When the canals actually shut

The reason wintering is forced on you and not optional is the chomage, the annual maintenance stoppage when VNF drains pounds, replaces lock gates and dredges. The dates move year to year and canal to canal, so check the VNF schedule for your specific route rather than trusting a friend's memory of last season. As a guide, the Canal du Midi typically closes for most of January and February (the 2026 winter works ran from 5 January to the March reopening), and the Canal de Bourgogne reopens in late March, with navigation set to resume on Saturday 28 March 2026. Drought has made this less predictable still: the Canal du Midi spent part of a recent winter closed beyond the usual stoppage because water levels were too low to fill the locks. Build slack into both ends of your season, because a canal that should have reopened can stay shut, and the chomage on one canal can strand you on the wrong side of a junction if you cut it fine.

Afloat or ashore

This is the real fork in the road.

Wintering afloat is cheaper and simpler, and the boat stays a boat: you can live aboard, you can keep systems running, you can step on in March and go. The downside is exposure. French winters inland get genuinely cold, the canals and rivers can freeze, and the Saone and Doubs flood with depressing reliability after a wet spell. A boat left afloat needs someone keeping an eye on the lines as the water rises and falls, the heating ticking over or the system fully drained, and the through-hulls thought about.

Wintering ashore, lifted out and chocked in a yard, costs more once you add the haul-out, the storage, and the relaunch, but it removes the flood and ice worry entirely and it is the moment to do antifouling and any underwater work. We hauled out the winter we needed to deal with a tired sterngland, and doing the jobs on hard standing in the quiet months beat fighting for a yard slot in the spring rush.

As a rough planning frame, afloat winter mooring is usually quoted per metre of boat length, billed monthly or as a single off-season block, and it lands well below the cost of summer nightly rates added together. To put rough numbers on it, a 9-to-12 metre boat at a southern town port such as Carcassonne has been advertised around 160 euros a month plus about 4 euros a day for electricity, and a full season afloat at the popular Saone and Burgundy hubs tends to run into four figures across the winter once you add power. Ashore costs more: budget the haul-out, the chocking and storage by the week or month, and the relaunch in spring, and the lift alone on a 12-metre boat is frequently several hundred euros at each end.

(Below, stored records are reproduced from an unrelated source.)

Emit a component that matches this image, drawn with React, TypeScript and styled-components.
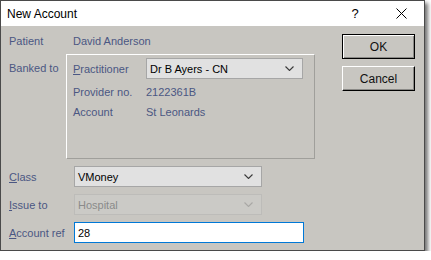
import React from 'react';
import styled, { createGlobalStyle } from 'styled-components';

const GlobalStyle = createGlobalStyle`
  html, body {
    margin: 0;
    padding: 0;
    background: #ffffff;
  }
  body {
    font-family: "Liberation Sans", Arial, sans-serif;
    font-size: 11px;
  }
`;

const Window = styled.div`
  width: 425px;
  height: 251px;
  box-sizing: border-box;
  border: 1px solid #4a4a4a;
  background: #c8c6c1;
  box-shadow: 3px 3px 4px rgba(0, 0, 0, 0.55);
  display: flex;
  flex-direction: column;
`;

const TitleBar = styled.div`
  height: 25px;
  flex: none;
  background: #ffffff;
  display: flex;
  align-items: center;
  padding-left: 6px;
  font-size: 12px;
  color: #000000;
`;

const Title = styled.span`
  flex: 1;
`;

const CaptionButton = styled.div`
  width: 46px;
  height: 25px;
  display: flex;
  align-items: center;
  justify-content: center;
  font-size: 13px;
  color: #000000;
`;

const Body = styled.div`
  flex: 1;
  display: flex;
`;

const FormColumn = styled.div`
  padding: 5px 0 0 8px;
  display: flex;
  flex-direction: column;
`;

const ButtonColumn = styled.div`
  margin-left: auto;
  padding: 8px 9px 0 0;
  display: flex;
  flex-direction: column;
  gap: 7px;
`;

const Row = styled.div<{ $label: number; $height?: number; $top?: number }>`
  display: grid;
  grid-template-columns: ${(p) => p.$label}px auto;
  align-items: center;
  height: ${(p) => p.$height ?? 21}px;
  margin-top: ${(p) => p.$top ?? 0}px;
`;

const GroupRow = styled.div`
  display: grid;
  grid-template-columns: 57px auto;
  align-items: start;
  margin-top: 3px;
`;

const Label = styled.span<{ $pad?: number }>`
  color: #4b5783;
  white-space: nowrap;
  padding-top: ${(p) => p.$pad ?? 0}px;
  u {
    text-decoration: underline;
  }
`;

const Value = styled.span<{ $indent?: number }>`
  color: #4b5783;
  white-space: nowrap;
  padding-left: ${(p) => p.$indent ?? 0}px;
`;

const GroupBox = styled.div`
  width: 249px;
  height: 105px;
  box-sizing: border-box;
  border-top: 1px solid #ffffff;
  border-left: 1px solid #ffffff;
  border-right: 1px solid #a09f9b;
  border-bottom: 1px solid #a09f9b;
  padding: 3px 0 0 6px;
  display: flex;
  flex-direction: column;
`;

const Combo = styled.div<{ $width: number; $disabled?: boolean }>`
  width: ${(p) => p.$width}px;
  height: 21px;
  box-sizing: border-box;
  border: 1px solid ${(p) => (p.$disabled ? '#bdbcb9' : '#a6a6a6')};
  background: ${(p) => (p.$disabled ? '#cbcac6' : '#e1e1e1')};
  color: ${(p) => (p.$disabled ? '#8a8a8a' : '#000000')};
  display: flex;
  align-items: center;
  padding: 0 8px 0 3px;
  white-space: nowrap;
  span {
    flex: 1;
  }
`;

const TextInput = styled.div`
  width: 230px;
  height: 21px;
  box-sizing: border-box;
  border: 1px solid #0078d7;
  background: #ffffff;
  color: #000000;
  display: flex;
  align-items: center;
  padding-left: 3px;
`;

const Button = styled.div<{ $default?: boolean }>`
  width: 73px;
  height: 25px;
  box-sizing: border-box;
  display: flex;
  align-items: center;
  justify-content: center;
  font-size: 12px;
  color: #111111;
  background: #c8c6c1;
  border: 1px solid #000000;
  border-top-color: ${(p) => (p.$default ? '#000000' : '#ffffff')};
  border-left-color: ${(p) => (p.$default ? '#000000' : '#ffffff')};
  box-shadow: ${(p) =>
    p.$default
      ? 'inset 1px 1px #ffffff, inset -1px -1px #8a8986'
      : 'inset -1px -1px #8a8986'};
`;

const Chevron = ({ disabled }: { disabled?: boolean }) => (
  <svg width="9" height="5" viewBox="0 0 9 5">
    <polyline
      points="0.5,0.5 4.5,4.5 8.5,0.5"
      fill="none"
      stroke={disabled ? '#a9a8a5' : '#3a3a3a'}
      strokeWidth="1.1"
    />
  </svg>
);

const CloseIcon = () => (
  <svg width="11" height="11" viewBox="0 0 11 11">
    <path d="M0.5 0.5 L10.5 10.5 M10.5 0.5 L0.5 10.5" stroke="#000" strokeWidth="1" />
  </svg>
);

const App = () => {
  return (
    <>
      <GlobalStyle />
      <Window>
        <TitleBar>
          <Title>New Account</Title>
          <CaptionButton>?</CaptionButton>
          <CaptionButton>
            <CloseIcon />
          </CaptionButton>
        </TitleBar>
        <Body>
          <FormColumn>
            <Row $label={57} $height={20}>
              <Label>Patient</Label>
              <Value $indent={7}>David Anderson</Value>
            </Row>
            <GroupRow>
              <Label $pad={8}>Banked to</Label>
              <GroupBox>
                <Row $label={73}>
                  <Label>
                    <u>P</u>ractitioner
                  </Label>
                  <Combo $width={157}>
                    <span>Dr B Ayers - CN</span>
                    <Chevron />
                  </Combo>
                </Row>
                <Row $label={73} $height={20} $top={3}>
                  <Label>Provider no.</Label>
                  <Value>2122361B</Value>
                </Row>
                <Row $label={73} $height={20}>
                  <Label>Account</Label>
                  <Value>St Leonards</Value>
                </Row>
              </GroupBox>
            </GroupRow>
            <Row $label={65} $top={7}>
              <Label>
                <u>C</u>lass
              </Label>
              <Combo $width={188}>
                <span>VMoney</span>
                <Chevron />
              </Combo>
            </Row>
            <Row $label={65} $top={7}>
              <Label>
                <u>I</u>ssue to
              </Label>
              <Combo $width={188} $disabled>
                <span>Hospital</span>
                <Chevron disabled />
              </Combo>
            </Row>
            <Row $label={65} $top={7}>
              <Label>
                <u>A</u>ccount ref
              </Label>
              <TextInput>28</TextInput>
            </Row>
          </FormColumn>
          <ButtonColumn>
            <Button $default>OK</Button>
            <Button>Cancel</Button>
          </ButtonColumn>
        </Body>
      </Window>
    </>
  );
};

export default App;
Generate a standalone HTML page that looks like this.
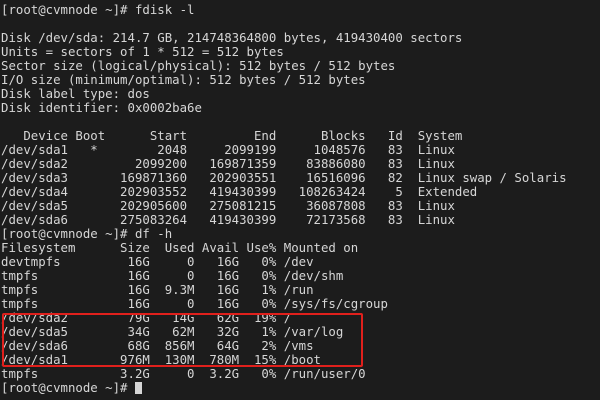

Prices vary a lot by region and yard, so get quotes in writing from two or three places before you commit; the spread is wide. The general shape of annual running costs for a boat based in France puts wintering in context against everything else you will spend.

The frost and flood jobs

Whatever you choose, the winterising routine matters more inland than it does on a tidal coast, because the freeze is sharper and lasts longer.

We drain the fresh-water system or fill it with the correct antifreeze, and we never use the cheap windscreen stuff in anything that touches potable plumbing. The engine raw-water circuit gets drained or protected. Batteries come off and onto a maintenance charger, or off the boat entirely if we are leaving it ashore. Dehumidifier running if there is shore power, hatches cracked for airflow if there is not, and every soft furnishing lifted off the cold surfaces or it grows a beard of mould by April.

If the boat stays afloat on a river that floods, slack lines and good long springs are not optional. We have come back to find the pontoon a foot higher than we left it.

Inland frost is the part British coastal sailors underestimate. Eastern France and the Burgundy plateau regularly drop to minus 8 or minus 10 Celsius on still January nights, and the canals and the upper Saone can hold a skin of ice for days. Ice itself rarely crushes a steel barge, but it grips the hull, so a boat frozen in and then lifted by a flood surge can drag its lines or chafe through them. A trickle of antifreeze in every water trap, the engine raw-water side drained, and the gas turned off at the bottle are the non-negotiables. We also pull anything that holds moisture, the cushions and the bedding, off the boat entirely, because a closed-up hull through a damp French winter grows mould faster than you would believe.

If the route down to the sea is part of your plan once spring comes, remember the mast probably stays down for the whole inland passage; our piece on air draft on the French canals is worth re-reading before you book the re-rig at the far end, because the yard slots fill fast in the spring rush.

The paperwork foreign owners forget

Leaving the boat is not only a physical job; there is an administrative side that catches non-French owners out. Non-EU boats in particular need to think about how a long stop interacts with the temporary admission clock and customs, and the rules are not intuitive. We cover the specifics in the paperwork for leaving your boat in France over winter, and it is worth reading before, not after, you walk away for five months.

Get insurance confirmation in writing that you are covered laid up, afloat or ashore as appropriate, because some policies treat winter lay-up differently and a few want the boat unattended only with conditions met.

What I would tell a first-timer

Book early. The good wintering berths in the popular hub towns fill by late summer, and turning up in October hoping for a spot is how you end up somewhere inconvenient. Choose infrastructure over scenery. Decide afloat versus ashore honestly based on what jobs the boat needs and how cold the location gets. And do the winterising properly the first time, because a split engine block discovered in spring will cost more than every winter berth you will ever pay for.

We come back each March slightly anxious and almost always relieved. A boat looked after through a French winter, in the right town, with the right preparation, waits for you perfectly well. It just will not forgive you for cutting corners in November.